## THE PROBLEM
Return all of the entries word for word, but omit the pictures they contain.

## INFORMATION SHOWN
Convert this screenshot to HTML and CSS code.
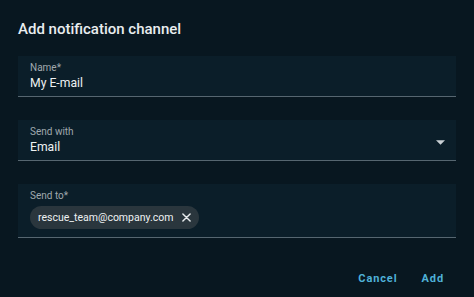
FILE: index.html
```html
<!DOCTYPE html>
<html>
<head>
<meta charset="utf-8">
<link rel="stylesheet" href="styles.css">
</head>
<body>
<div class="dialog">
  <h2 class="title">Add notification channel</h2>
  <div class="fields">
    <div class="field">
      <div class="label">Name*</div>
      <div class="value">My E-mail</div>
    </div>
    <div class="field select">
      <div class="col">
        <div class="label">Send with</div>
        <div class="value">Email</div>
      </div>
      <svg class="arrow" width="9" height="5" viewBox="0 0 10 5"><path d="M0 0 L10 0 L5 5 Z" fill="#c9d0d4"/></svg>
    </div>
    <div class="field chips">
      <div class="label">Send to*</div>
      <div class="chip">
        <span>rescue_team@company.com</span>
        <svg width="9" height="9" viewBox="0 0 10 10"><path d="M1 1 L9 9 M9 1 L1 9" stroke="#e8ecee" stroke-width="1.6" stroke-linecap="round"/></svg>
      </div>
    </div>
  </div>
  <div class="actions">
    <button class="btn">Cancel</button>
    <button class="btn">Add</button>
  </div>
</div>
</body>
</html>
```
FILE: styles.css
```css
html, body {
  margin: 0;
  padding: 0;
  background: #071520;
}
.dialog {
  width: 474px;
  height: 297px;
  box-sizing: border-box;
  padding: 19px 18px 0 18px;
  font-family: Roboto, "Liberation Sans", sans-serif;
  color: #e6eaec;
  background: #081720;
}
.title {
  margin: 0;
  font-size: 15px;
  font-weight: 500;
  line-height: 20px;
  color: #e9edef;
}
.fields {
  margin-top: 17px;
  display: flex;
  flex-direction: column;
  gap: 23px;
}
.field {
  background: #0b1e29;
  border-bottom: 1px solid #566670;
  padding: 6px 12px 0 12px;
  box-sizing: border-box;
  height: 41px;
}
.label {
  font-size: 10px;
  line-height: 12px;
  color: #a0a9ae;
}
.value {
  font-size: 12.2px;
  line-height: 16px;
  margin-top: 1px;
  color: #eef1f2;
}
.select {
  display: flex;
  align-items: center;
  justify-content: space-between;
  padding-right: 11px;
}
.select .col { align-self: flex-start; }
.arrow { margin-top: -1px; }
.chips {
  height: 54px;
}
.chip {
  margin-top: 4px;
  display: inline-flex;
  align-items: center;
  gap: 9px;
  height: 23px;
  padding: 0 8px 0 8px;
  border-radius: 12px;
  background: #2a363d;
  font-size: 10.5px;
  color: #eef1f2;
}
.actions {
  display: flex;
  justify-content: flex-end;
  gap: 12px;
  margin-top: 30px;
  padding-right: 6px;
}
.btn {
  background: none;
  border: none;
  padding: 4px 6px;
  font-family: Roboto, "Liberation Sans", sans-serif;
  font-size: 11px;
  font-weight: 700;
  letter-spacing: 0.9px;
  color: #4fb1d8;
}
```
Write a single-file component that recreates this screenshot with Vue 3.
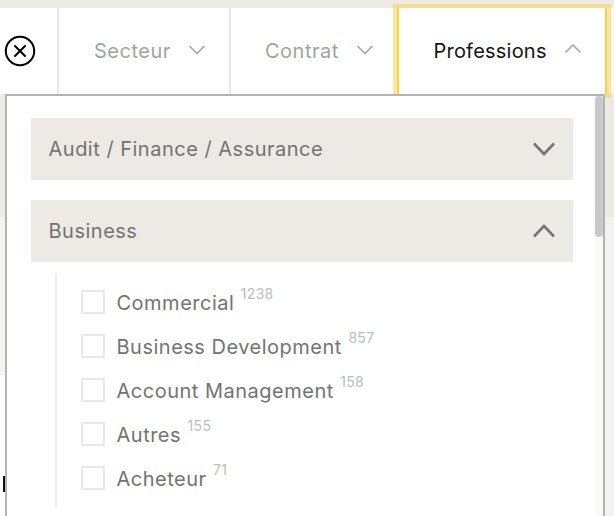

## COMPLETE OUTPUT
Convert this screenshot to HTML and CSS code.
FILE: index.html
```html
<!DOCTYPE html>
<html>
<head>
<meta charset="utf-8">
<link rel="stylesheet" href="styles.css">
</head>
<body>
<div class="dialog">
  <h2 class="title">Add notification channel</h2>
  <div class="fields">
    <div class="field">
      <div class="label">Name*</div>
      <div class="value">My E-mail</div>
    </div>
    <div class="field select">
      <div class="col">
        <div class="label">Send with</div>
        <div class="value">Email</div>
      </div>
      <svg class="arrow" width="9" height="5" viewBox="0 0 10 5"><path d="M0 0 L10 0 L5 5 Z" fill="#c9d0d4"/></svg>
    </div>
    <div class="field chips">
      <div class="label">Send to*</div>
      <div class="chip">
        <span>rescue_team@company.com</span>
        <svg width="9" height="9" viewBox="0 0 10 10"><path d="M1 1 L9 9 M9 1 L1 9" stroke="#e8ecee" stroke-width="1.6" stroke-linecap="round"/></svg>
      </div>
    </div>
  </div>
  <div class="actions">
    <button class="btn">Cancel</button>
    <button class="btn">Add</button>
  </div>
</div>
</body>
</html>
```
FILE: styles.css
```css
html, body {
  margin: 0;
  padding: 0;
  background: #071520;
}
.dialog {
  width: 474px;
  height: 297px;
  box-sizing: border-box;
  padding: 19px 18px 0 18px;
  font-family: Roboto, "Liberation Sans", sans-serif;
  color: #e6eaec;
  background: #081720;
}
.title {
  margin: 0;
  font-size: 15px;
  font-weight: 500;
  line-height: 20px;
  color: #e9edef;
}
.fields {
  margin-top: 17px;
  display: flex;
  flex-direction: column;
  gap: 23px;
}
.field {
  background: #0b1e29;
  border-bottom: 1px solid #566670;
  padding: 6px 12px 0 12px;
  box-sizing: border-box;
  height: 41px;
}
.label {
  font-size: 10px;
  line-height: 12px;
  color: #a0a9ae;
}
.value {
  font-size: 12.2px;
  line-height: 16px;
  margin-top: 1px;
  color: #eef1f2;
}
.select {
  display: flex;
  align-items: center;
  justify-content: space-between;
  padding-right: 11px;
}
.select .col { align-self: flex-start; }
.arrow { margin-top: -1px; }
.chips {
  height: 54px;
}
.chip {
  margin-top: 4px;
  display: inline-flex;
  align-items: center;
  gap: 9px;
  height: 23px;
  padding: 0 8px 0 8px;
  border-radius: 12px;
  background: #2a363d;
  font-size: 10.5px;
  color: #eef1f2;
}
.actions {
  display: flex;
  justify-content: flex-end;
  gap: 12px;
  margin-top: 30px;
  padding-right: 6px;
}
.btn {
  background: none;
  border: none;
  padding: 4px 6px;
  font-family: Roboto, "Liberation Sans", sans-serif;
  font-size: 11px;
  font-weight: 700;
  letter-spacing: 0.9px;
  color: #4fb1d8;
}
```
Write a single-file component that recreates this screenshot with Vue 3.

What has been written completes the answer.